2014年2月2日日曜日

なんのための?

1000㎞余り続くヤクーツクへの道は 想像はしていましたがやはり物凄い道でした。暖冬とはいえ猛烈な寒さと悪路の連続、気の休める一瞬もない往復。戻って来て幹線道路に入りますと道路が天国みたい。昨年あれほど悪態をついたロシアの道路、立派なもんじゃない、文句言うほうがおかしい。それほどヤクーツクへの道は大変なものでした。Gちゃん良く頑張ったと思います。この歳でこの車、おそらく日本ではGちゃん只一人、大したもんや!ひとりほくそ笑んでもいたのです,が。。。。

ヤクーツクからの悪戦苦闘の帰路。途中で向うからエッチらオッチラ、自転車に乗る三人組に出会いました。どう見ても地元住人じゃない、サイクリスト?にしても、このこの時期に?日中でもマイナス40度近い気温、道路はツルツルの氷、自転車が走れるの?なんで自転車??。。。すぐにUターンして事情を聞きに行きました。
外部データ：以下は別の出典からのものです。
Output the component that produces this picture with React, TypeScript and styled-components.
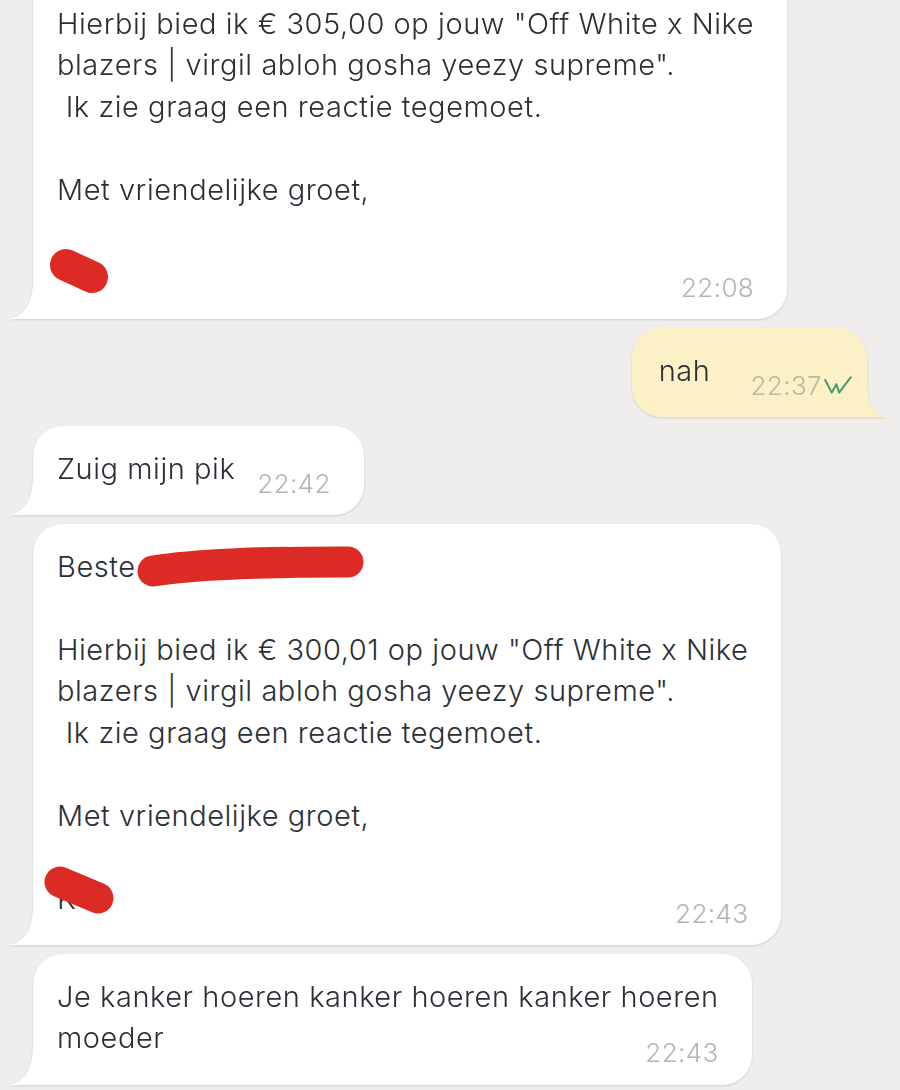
import React from "react";
import styled, { createGlobalStyle, css } from "styled-components";

const GlobalStyle = createGlobalStyle`
  html, body {
    margin: 0;
    padding: 0;
    background: #efeeec;
  }
  body {
    font-family: Inter, "Noto Sans", "Liberation Sans", sans-serif;
    -webkit-font-smoothing: antialiased;
  }
`;

type Side = "in" | "out";

const Chat = styled.div`
  display: flex;
  flex-direction: column;
  gap: 9px;
  width: 900px;
  height: 1090px;
  overflow: hidden;
`;

const Row = styled.div<{ $side: Side }>`
  display: flex;
  justify-content: ${(p) => (p.$side === "in" ? "flex-start" : "flex-end")};
  padding: 0 33px;
`;

const Bubble = styled.div<{ $side: Side; $cut?: boolean }>`
  position: relative;
  display: flex;
  flex-direction: column;
  filter: drop-shadow(0 1.2px 0.8px rgba(0, 0, 0, 0.13));
  background: ${(p) => (p.$side === "in" ? "#ffffff" : "#fcf1c6")};
  color: #2b3037;
  font-size: 29px;
  font-weight: 300;
  line-height: 41.5px;
  letter-spacing: 0.55px;
  padding: ${(p) => (p.$cut ? "2.7px" : "21.5px")}
    ${(p) => (p.$side === "in" ? "33px 14px 24px" : "15px 14px 27px")};
  border-radius: ${(p) =>
    p.$cut
      ? "0 0 30px 0"
      : p.$side === "in"
      ? "30px 30px 30px 0"
      : "30px 30px 0 30px"};

  &::after {
    content: "";
    position: absolute;
    bottom: 0;
    ${(p) =>
      p.$side === "in"
        ? css`
            left: -24px;
            width: 24px;
            height: 34px;
            background: radial-gradient(
              ellipse 100% 100% at 0 0,
              transparent 97%,
              #ffffff 100%
            );
          `
        : css`
            right: -20px;
            width: 20px;
            height: 30px;
            background: radial-gradient(
              ellipse 100% 100% at 100% 0,
              transparent 97%,
              #fcf1c6 100%
            );
          `}
  }
`;

const Line = styled.div`
  position: relative;
  white-space: pre;
  min-height: 41.5px;
`;

const LastRow = styled.div<{ $gap: number }>`
  display: flex;
  align-items: flex-end;
  gap: ${(p) => p.$gap}px;
`;

const LastText = styled(Line)`
  margin-bottom: 12px;
`;

const Meta = styled.div<{ $side: Side }>`
  margin-left: auto;
  display: flex;
  align-items: center;
  gap: 2px;
  font-size: 26px;
  font-weight: 300;
  line-height: 26px;
  padding-bottom: 4.5px;
  letter-spacing: 0.4px;
  color: ${(p) => (p.$side === "in" ? "#b4b4b4" : "#bcb7a4")};
`;

const Redaction = styled.svg<{ $left: number; $top: number }>`
  position: absolute;
  left: ${(p) => p.$left}px;
  top: ${(p) => p.$top}px;
  overflow: visible;
  pointer-events: none;
`;

const Ticks = styled.svg`
  width: 28px;
  height: 19px;
  margin-top: -2px;
`;

const RED = "#dc2b24";

const BlobSmall = ({ left, top }: { left: number; top: number }) => (
  <Redaction $left={left} $top={top} width={58} height={42} viewBox="0 0 58 42">
    <path d="M16 15 L42 27" stroke={RED} strokeWidth={32} strokeLinecap="round" fill="none" />
  </Redaction>
);

const BlobSig = ({ left, top }: { left: number; top: number }) => (
  <Redaction $left={left} $top={top} width={72} height={46} viewBox="0 0 72 46">
    <path d="M17 15 L55 31" stroke={RED} strokeWidth={31} strokeLinecap="round" fill="none" />
  </Redaction>
);

const BlobName = ({ left, top }: { left: number; top: number }) => (
  <Redaction $left={left} $top={top} width={230} height={40} viewBox="0 0 230 40">
    <path
      d="M17 23 C 60 16, 120 14, 212 14"
      stroke={RED}
      strokeWidth={31}
      strokeLinecap="round"
      fill="none"
    />
  </Redaction>
);

const DoubleTick = () => (
  <Ticks viewBox="0 0 28 19">
    <path
      d="M1.2 5 L7.8 17.6 L12.4 9.2 M12.4 9.2 L15.2 17.6 L26.8 2.2"
      stroke="#3f9f73"
      strokeWidth={2}
      strokeLinejoin="round"
      strokeLinecap="round"
      fill="none"
    />
  </Ticks>
);

type Msg = {
  side: Side;
  cut?: boolean;
  lines: React.ReactNode[];
  last: React.ReactNode;
  time: string;
  read?: boolean;
};

const messages: Msg[] = [
  {
    side: "in",
    cut: true,
    lines: [
      'Hierbij bied ik € 305,00 op jouw "Off White x Nike',
      'blazers | virgil abloh gosha yeezy supreme".',
      " Ik zie graag een reactie tegemoet.",
      "",
      "Met vriendelijke groet,",
      "",
    ],
    last: (
      <>
        {" "}
        <BlobSmall left={-7} top={-2} />
      </>
    ),
    time: "22:08",
  },
  {
    side: "out",
    lines: [],
    last: "nah",
    time: "22:37",
    read: true,
  },
  {
    side: "in",
    lines: [],
    last: "Zuig mijn pik",
    time: "22:42",
  },
  {
    side: "in",
    lines: [
      <>
        Beste
        <BlobName left={79} top={2.3} />
      </>,
      "",
      'Hierbij bied ik € 300,01 op jouw "Off White x Nike',
      'blazers | virgil abloh gosha yeezy supreme".',
      " Ik zie graag een reactie tegemoet.",
      "",
      "Met vriendelijke groet,",
      "",
    ],
    last: (
      <>
        K
        <BlobSig left={-14} top={-10.7} />
      </>
    ),
    time: "22:43",
  },
  {
    side: "in",
    lines: ["Je kanker hoeren kanker hoeren kanker hoeren"],
    last: "moeder",
    time: "22:43",
  },
];

export default function App() {
  return (
    <>
      <GlobalStyle />
      <Chat>
        {messages.map((m, i) => (
          <Row key={i} $side={m.side}>
            <Bubble $side={m.side} $cut={m.cut}>
              {m.lines.map((l, j) => (
                <Line key={j}>{l}</Line>
              ))}
              <LastRow $gap={m.side === "in" ? 22 : 40}>
                <LastText>{m.last}</LastText>
                <Meta $side={m.side}>
                  {m.time}
                  {m.read && <DoubleTick />}
                </Meta>
              </LastRow>
            </Bubble>
          </Row>
        ))}
      </Chat>
    </>
  );
}
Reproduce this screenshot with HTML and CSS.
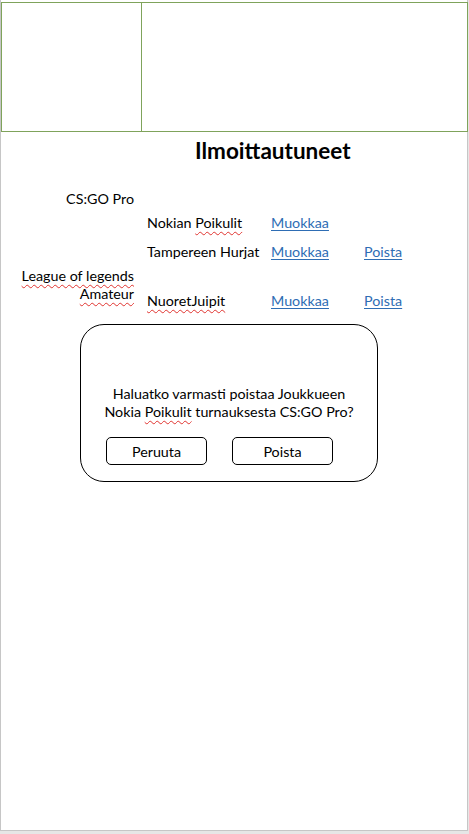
FILE: index.html
```html
<!DOCTYPE html>
<html lang="fi">
<head>
<meta charset="utf-8">
<title>Ilmoittautuneet</title>
<link rel="stylesheet" href="styles.css">
</head>
<body>
<div class="page">
  <div class="header">
    <div class="header-left"></div>
    <div class="header-right"></div>
  </div>
  <h1 class="title">Ilmoittautuneet</h1>
  <div class="list">
    <div class="label l-cs">CS:GO Pro</div>
    <div class="spacer"></div>

    <div class="label"></div>
    <div class="name">Nokian <span class="sp">Poikulit</span></div>
    <a class="link" href="#">Muokkaa</a>
    <div></div>

    <div class="label"></div>
    <div class="name">Tampereen Hurjat</div>
    <a class="link" href="#">Muokkaa</a>
    <a class="link" href="#">Poista</a>

    <div class="label l-lol"><span class="sp">League of legends</span><br><span class="sp">Amateur</span></div>
    <div class="name n-last"><span class="sp">NuoretJuipit</span></div>
    <a class="link n-last" href="#">Muokkaa</a>
    <a class="link n-last" href="#">Poista</a>
  </div>
  <div class="dialog">
    <p class="dialog-text">Haluatko varmasti poistaa Joukkueen<br>Nokia <span class="sp">Poikulit</span> turnauksesta CS:GO Pro?</p>
    <div class="dialog-buttons">
      <button class="btn">Peruuta</button>
      <button class="btn">Poista</button>
    </div>
  </div>
</div>
</body>
</html>
```

FILE: styles.css
```css
html, body {
  margin: 0;
  padding: 0;
  background: #e6e6e6;
}
body {
  font-family: Lato, "Open Sans", sans-serif;
  font-size: 14.3px;
  color: #000;
}
.page {
  box-sizing: border-box;
  width: 468px;
  height: 831px;
  background: #fff;
  border-left: 1px solid #c6c6c6;
  border-right: 1px solid #c6c6c6;
  border-bottom: 1px solid #c6c6c6;
  padding-top: 2px;
}
.header {
  display: grid;
  grid-template-columns: 140px 1fr;
  height: 130px;
  box-sizing: border-box;
  border: 1px solid #7fa35b;
  margin-right: -1px;
}
.header-left {
  border-right: 1px solid #7fa35b;
}
.title {
  margin: 6px 0 0 194px;
  font-size: 22.5px;
  font-weight: bold;
  line-height: 26px;
}
.list {
  display: grid;
  grid-template-columns: 133px 137px 93px 1fr;
  column-gap: 0;
  margin-top: 26px;
}
.label {
  text-align: right;
  line-height: 18px;
}
.spacer {
  grid-column: 2 / 5;
}
.l-cs {
  margin-bottom: 1px;
}
.name, .link {
  line-height: 18px;
  padding-top: 5px;
  padding-bottom: 6px;
  padding-left: 13px;
}
.link {
  padding-left: 0;
  color: #2e6db4;
  text-decoration: underline;
  text-underline-offset: 2px;
  justify-self: start;
}
.n-last {
  padding-top: 25px;
}
.sp {
  text-decoration: underline wavy #e0332f;
  text-decoration-thickness: 1px;
  text-underline-offset: 3px;
}
.dialog {
  box-sizing: border-box;
  margin: 8px 0 0 79px;
  width: 298px;
  height: 158px;
  border: 1px solid #000;
  border-radius: 24px;
  display: flex;
  flex-direction: column;
  align-items: center;
  padding-top: 60px;
}
.dialog-text {
  margin: 0;
  text-align: center;
  line-height: 18px;
}
.dialog-buttons {
  display: flex;
  gap: 25px;
  margin-top: 16px;
  margin-right: 19px;
}
.btn {
  font-family: inherit;
  font-size: 14.3px;
  background: #fff;
  color: #000;
  border: 1px solid #000;
  border-radius: 5px;
  width: 101px;
  height: 28px;
  padding: 0;
}
```
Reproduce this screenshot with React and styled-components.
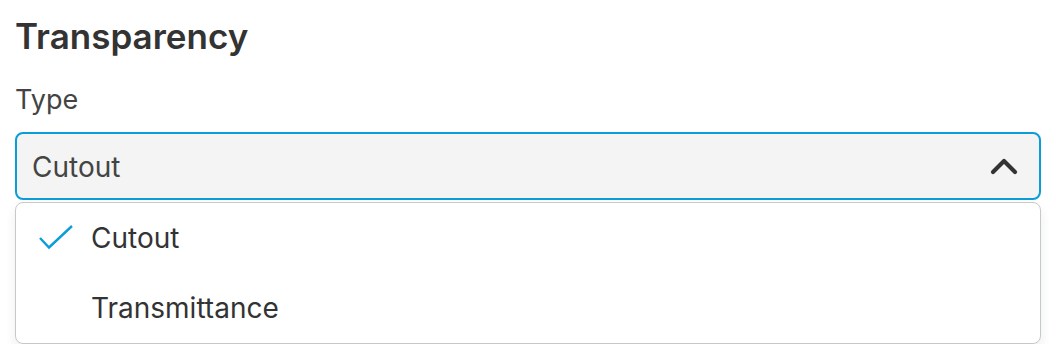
import React from "react";
import styled, { createGlobalStyle } from "styled-components";

const Global = createGlobalStyle`
  html, body { margin: 0; padding: 0; background: #fff; }
  body { font-family: Inter, "Noto Sans", sans-serif; color: #333; }
`;

const Page = styled.div`
  padding: 16px 15px 0 15px;
  display: flex;
  flex-direction: column;
`;

const Title = styled.h2`
  margin: 0;
  font-size: 35px;
  font-weight: 600;
  line-height: 40px;
  color: #333;
`;

const Label = styled.div`
  margin-top: 27px;
  font-size: 27px;
  line-height: 34px;
  color: #444;
`;

const Field = styled.div`
  margin-top: 15px;
  display: flex;
  flex-direction: column;
  gap: 2px;
`;

const Trigger = styled.div`
  height: 68px;
  box-sizing: border-box;
  border: 2px solid #0b9dd9;
  border-radius: 8px;
  background: #f4f4f4;
  display: flex;
  align-items: center;
  justify-content: space-between;
  padding: 2px 21px 0 15px;
  font-size: 28px;
  color: #444;
`;

const ChevronBox = styled.svg`
  margin-top: -2px;
`;

const Menu = styled.div`
  box-sizing: border-box;
  border: 1px solid #c8c8c8;
  border-radius: 8px;
  background: #fff;
  box-shadow: 0 6px 12px rgba(0, 40, 60, 0.08);
  display: flex;
  flex-direction: column;
`;

const Option = styled.div`
  height: 70px;
  display: flex;
  align-items: center;
  font-size: 28px;
  color: #333;
`;

const CheckSlot = styled.div`
  width: 75px;
  display: flex;
  justify-content: flex-end;
  padding-right: 17px;
  box-sizing: border-box;
`;

const Check = () => (
  <svg width="35" height="26" viewBox="0 0 35 26" fill="none">
    <path d="M1 13 L10 22.5 L33 1" stroke="#0b9dd9" strokeWidth="2.4" />
  </svg>
);

const Chevron = () => (
  <ChevronBox width="28" height="18" viewBox="0 0 28 18" fill="none">
    <path d="M3 15 L14 4 L25 15" stroke="#333" strokeWidth="4.2" strokeLinecap="round" strokeLinejoin="round" />
  </ChevronBox>
);

export default function App() {
  return (
    <>
      <Global />
      <Page>
        <Title>Transparency</Title>
        <Label>Type</Label>
        <Field>
          <Trigger>
            <span>Cutout</span>
            <Chevron />
          </Trigger>
          <Menu>
            <Option>
              <CheckSlot><Check /></CheckSlot>
              Cutout
            </Option>
            <Option>
              <CheckSlot />
              Transmittance
            </Option>
          </Menu>
        </Field>
      </Page>
    </>
  );
}
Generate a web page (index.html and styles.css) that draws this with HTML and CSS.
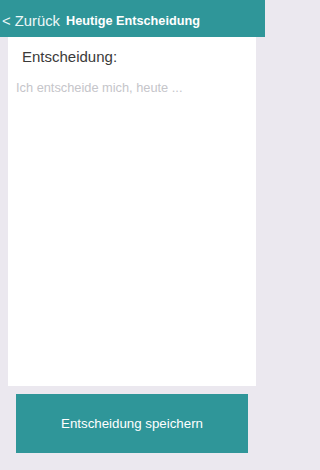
FILE: index.html
```html
<!DOCTYPE html>
<html lang="de">
<head>
<meta charset="utf-8">
<link rel="stylesheet" href="styles.css">
</head>
<body>
<div class="screen">
  <header class="navbar">
    <span class="back">&lt; Zurück</span>
    <span class="title">Heutige Entscheidung</span>
  </header>
  <main class="card">
    <div class="label">Entscheidung:</div>
    <div class="placeholder">Ich entscheide mich, heute ...</div>
  </main>
  <button class="save">Entscheidung speichern</button>
</div>
</body>
</html>
```
FILE: styles.css
```css
html, body {
  margin: 0;
  padding: 0;
  background: #ebe8ef;
}
.screen {
  width: 265px;
  height: 470px;
  display: flex;
  flex-direction: column;
  font-family: "Liberation Sans", Arial, sans-serif;
}
.navbar {
  height: 37px;
  box-sizing: border-box;
  padding: 5px 0 0 2px;
  background: #2f9699;
  display: flex;
  align-items: center;
  gap: 6px;
  color: #fff;
}
.back {
  font-size: 14.8px;
  color: #eef8f8;
}
.title {
  font-size: 12.7px;
  font-weight: bold;
}
.card {
  height: 349px;
  margin: 0 9px 0 8px;
  background: #fff;
  box-sizing: border-box;
  padding-top: 11px;
}
.label {
  font-size: 15px;
  line-height: 18px;
  color: #3a3a3a;
  padding-left: 14px;
}
.placeholder {
  margin-top: 14px;
  font-size: 12.8px;
  line-height: 16px;
  color: #c5c5ca;
  padding-left: 8px;
}
.save {
  margin: 8px 17px 0 16px;
  height: 59px;
  border: none;
  background: #2f9699;
  color: #fff;
  font-family: "Liberation Sans", Arial, sans-serif;
  font-size: 13.3px;
  padding: 0;
}
```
三人とも大学生、もうすでに10日間、野宿をしながらヤクーツクを目指しているという。そう言えばシラフやテント用のマットも背負ってる。夜間マイナス50度に耐えながらヤクーツクまで自転車で?どう考えてもあと20日は掛かる。どんな装備、どんな計画、どんな準備、そしてアンタらは何者?、、聞きたいことは山ほどあるけれど、それよりも何よりも、なんのための自転車なんやねん?!死んでしまうぞ。

お互いに時間が惜しい、それなりに壮絶な戦いの真っ最中、30分程度しか話せませんでしたが、、、アドレス交換であとはまた情報交換はすることになっていますが、、、「なんで自転車なんやねん?!」への異口同音の三人の答え。チャレンジマイセルフ。自分への挑戦。誰の為でもない、自分自身のために挑戦しているのです。元気に満ちあふれ輝くような目をした若者たちの 素晴らしい答えが印象的でした。

世界を旅していますとこういう若者に良く出会います。そして共通しているのは誰も知らない無名の普通の人ばかりということ。Gちゃんが初めて北極海まで走った時には、同じカナダホワイトホースからイヌビックまで、あの距離を、あの季節に、車でなく、歩いて挑戦している人が居ました。マスコミが伝える有名人だけじゃない、誰も知らないだけ、この世の中には物凄いことに挑戦してる もっと凄い人がたくさん居る。世界は広い。

自分の吸う酸素ボンベをポーターに運ばせて頂上に連れて行ってもらって、下山はヘリでカトマンズまで 仲間を残して一足先にハイさようなら、それで80歳世界記録て言うんかよ?!大名登山の三浦雄一郎さんを内心バカにしてたGちゃんでしたが この学生との出会い、アタマの芯をハンマーで殴られたほど自分自身が恥ずかしくなりました。

暖かい車の中、コーヒー飲みながらタバコくわえて、厳冬期のヤクーツク挑戦?走破?完走?、、、いったいそれがあんさん なんぼのもんですんや?!バカにしてる三浦はんと変わりませんやないか。車なら、カネを使ったらだれでも行けまっせ。。。いやぁ~勉強させてもらえました、若者に。こんなことくらいで有頂天になってたら これから先の道を間違える。

人は弱いものです。また同時に人は強いものです。たえず自分自身を見つめ対峙しながら、見果てぬ自分の夢を追い求めていきたいと思います。
たとえ失敗してもいい、行けなくてもいい、きっとこの若者たちも何かを得てまた故郷に帰って行くのでしょう、多幸と健康を祈ります。




追記;4月22日 東シベリア海(北極海)にあるチェルスキーという村に到達したとの連絡が入りました。ヤクーツクから更に2千キロ以上の距離、シベリアの北の端まで自転車で走ったことになります。

極寒のこの季節、世界には想像を絶する物凄い若者が居る。驚嘆に値します。
その経験はこれからの長い人生で必ず生きて来るでしょう。おめでとう。心からの祝福と豊かな人生を祈りたいと思います。